Raccourci vers le contenu principal de la page

Dits de Mathieu - Le frémissement de la paix

Avril 1949

Le troupeau de brebis et de chèvres s'en allait sur la route blanche. Les bêtes étaient confiantes et sereines parce que marchait en tête le berger familier, avec d'un main le fouet professionnel et, de l’autre, un premier rameau de pêcher rose que le printemps venait d'éclore.

 
... Tout à l'heure, une porte d'abattoir s'ouvrira. Le berger disparaîtra brusquement, ou du moins son rameau de pêcher rose. Il ne restera que le fouet qui fera se décider les derniers hésitants.
 
Mais voilà qu'une chèvre suspecte - et subtile - commence à s'agiter, inquiète. Elle lève la tête et renifle, puis fait mine de s'arrêter.

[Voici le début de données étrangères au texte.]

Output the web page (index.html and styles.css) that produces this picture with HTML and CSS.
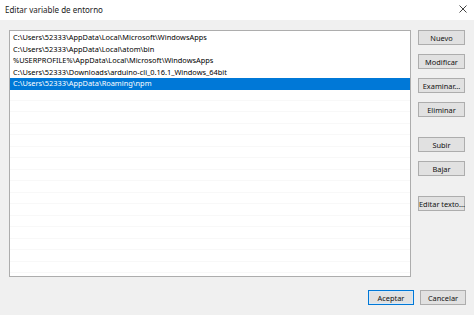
FILE: index.html
```html
<!DOCTYPE html>
<html lang="es">
<head>
    <meta charset="UTF-8">
    <title>Editar variable de entorno</title>
    <link rel="stylesheet" href="styles.css">
</head>
<body>
    <div class="window">
        <div class="titlebar">
            <span class="title">Editar variable de entorno</span>
            <svg class="close" width="8" height="8" viewBox="0 0 8 8">
                <path d="M0.5 0.5 L7.5 7.5 M7.5 0.5 L0.5 7.5" stroke="#444" stroke-width="1" fill="none"/>
            </svg>
        </div>

        <div class="content">
            <div class="list">
                <div class="row">C:\Users\52333\AppData\Local\Microsoft\WindowsApps</div>
                <div class="row">C:\Users\52333\AppData\Local\atom\bin</div>
                <div class="row">%USERPROFILE%\AppData\Local\Microsoft\WindowsApps</div>
                <div class="row">C:\Users\52333\Downloads\arduino-cli_0.16.1_Windows_64bit</div>
                <div class="row selected">C:\Users\52333\AppData\Roaming\npm</div>
            </div>

            <div class="side">
                <button class="btn">Nuevo</button>
                <button class="btn">Modificar</button>
                <button class="btn">Examinar...</button>
                <button class="btn">Eliminar</button>
                <button class="btn group">Subir</button>
                <button class="btn">Bajar</button>
                <button class="btn group">Editar texto...</button>
            </div>
        </div>

        <div class="footer">
            <button class="btn default">Aceptar</button>
            <button class="btn">Cancelar</button>
        </div>
    </div>
</body>
</html>
```

FILE: styles.css
```css
body {
    margin: 0;
    font-family: "Noto Sans", "Open Sans", sans-serif;
    font-size: 8px;
    color: #000;
    background-color: #f0f0f0;
}

.window {
    width: 474px;
    height: 315px;
    display: flex;
    flex-direction: column;
    background-color: #f0f0f0;
}

.titlebar {
    height: 20px;
    background-color: #fff;
    display: flex;
    align-items: center;
    justify-content: space-between;
    padding: 0 7px 2px 5px;
    box-sizing: border-box;
}

.title {
    color: #222;
}

.content {
    display: flex;
    gap: 7px;
    padding: 10px 0 0 9px;
}

.list {
    width: 402px;
    height: 247px;
    box-sizing: border-box;
    border: 1px solid #adadad;
    padding-top: 1px;
    font-size: 7.4px;
    background-color: #fff;
    background-image: repeating-linear-gradient(to bottom, transparent 0, transparent 10.5px, #f8f8f8 10.5px, #f8f8f8 11.5px);
    background-position: 0 1px;
}

.row {
    height: 11.5px;
    line-height: 11.5px;
    padding-left: 3px;
    white-space: nowrap;
    background-color: #fff;
}

.row.selected {
    background-color: #0078d7;
    color: #fff;
}

.side {
    display: flex;
    flex-direction: column;
    gap: 9px;
    width: 47px;
}

.btn {
    height: 15px;
    padding: 0;
    font-family: inherit;
    font-size: 7.4px;
    color: #111;
    white-space: nowrap;
    background-color: #e1e1e1;
    border: 1px solid #adadad;
    border-radius: 0;
}

.side .group {
    margin-top: 11px;
}

.footer {
    display: flex;
    justify-content: flex-end;
    gap: 6px;
    padding: 13px 8px 0 0;
}

.footer .btn {
    width: 46px;
}

.btn.default {
    border-color: #0078d7;
    box-shadow: inset 0 0 0 1px #d9e8f5;
}
```
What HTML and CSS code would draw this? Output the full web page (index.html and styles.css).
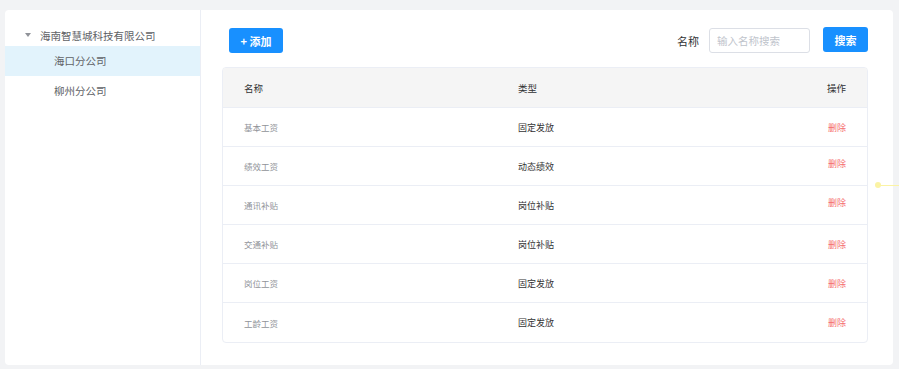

Et cette hésitation se communique comme une traînée de poudre à la bande maintenant frémissante qui devine le danger. Le berger abandonne, alors, son rameau de pêcher rose et, à grands de fouet, s'essaye à ramener les bêtes égarées dans l'inconscience docile de leur destinée de pourvoyeuses d'abattoir. Trop tard : la chèvre subtile a pris un chemin de traverse et le troupeau la suit, loin de l'odeur de sang, en direction des tentants prés verts de la sécurité et de la paix.
 
Nous sommes le vaste troupeau que de mauvais bergers, tenant d'une main le fouet de la fausse justice et de l'autre le rameau d'olivier dont ils ont perverti le symbole, conduisent vers la prochaine hécatombe. Il ne vous suffit pas de suivre passivement le rameau d'olivier ni de vous abriter derrière de commodes étiquettes. Ce qu'il faut, c'est que, parmi cette masse immense en marche vers ses destins se dressent le plus grand nombre possible d'hommes et de femmes, subtils et courageux, qui connaissent, hélas ! l'odeur et le prix du sang et la valeur des symboles.
 
Leur active inquiétude fera passer sur la masse un décisif frémissement. Les hommes et les femmes et les jeunes - qui veulent vivre - prendront eux aussi les chemins de traverse, renversant les barrières, envahissant les pacages, et les faux bergers courront en vain, avec leur fouet d'une main et de l'autre leur rameau d’olivier rageur, pour ramener les, troupeaux vers le chemin de l'abattoir.
 
Que les hommes subtils et courageux lèvent la tête et s'engagent les premiers dans les sentiers libérateurs. Et que, parmi ces premiers, se trouve la grande armée pacifique des éducateurs du peuple. Alors ira s'amplifiant l’irrésistible frémissement de la paix.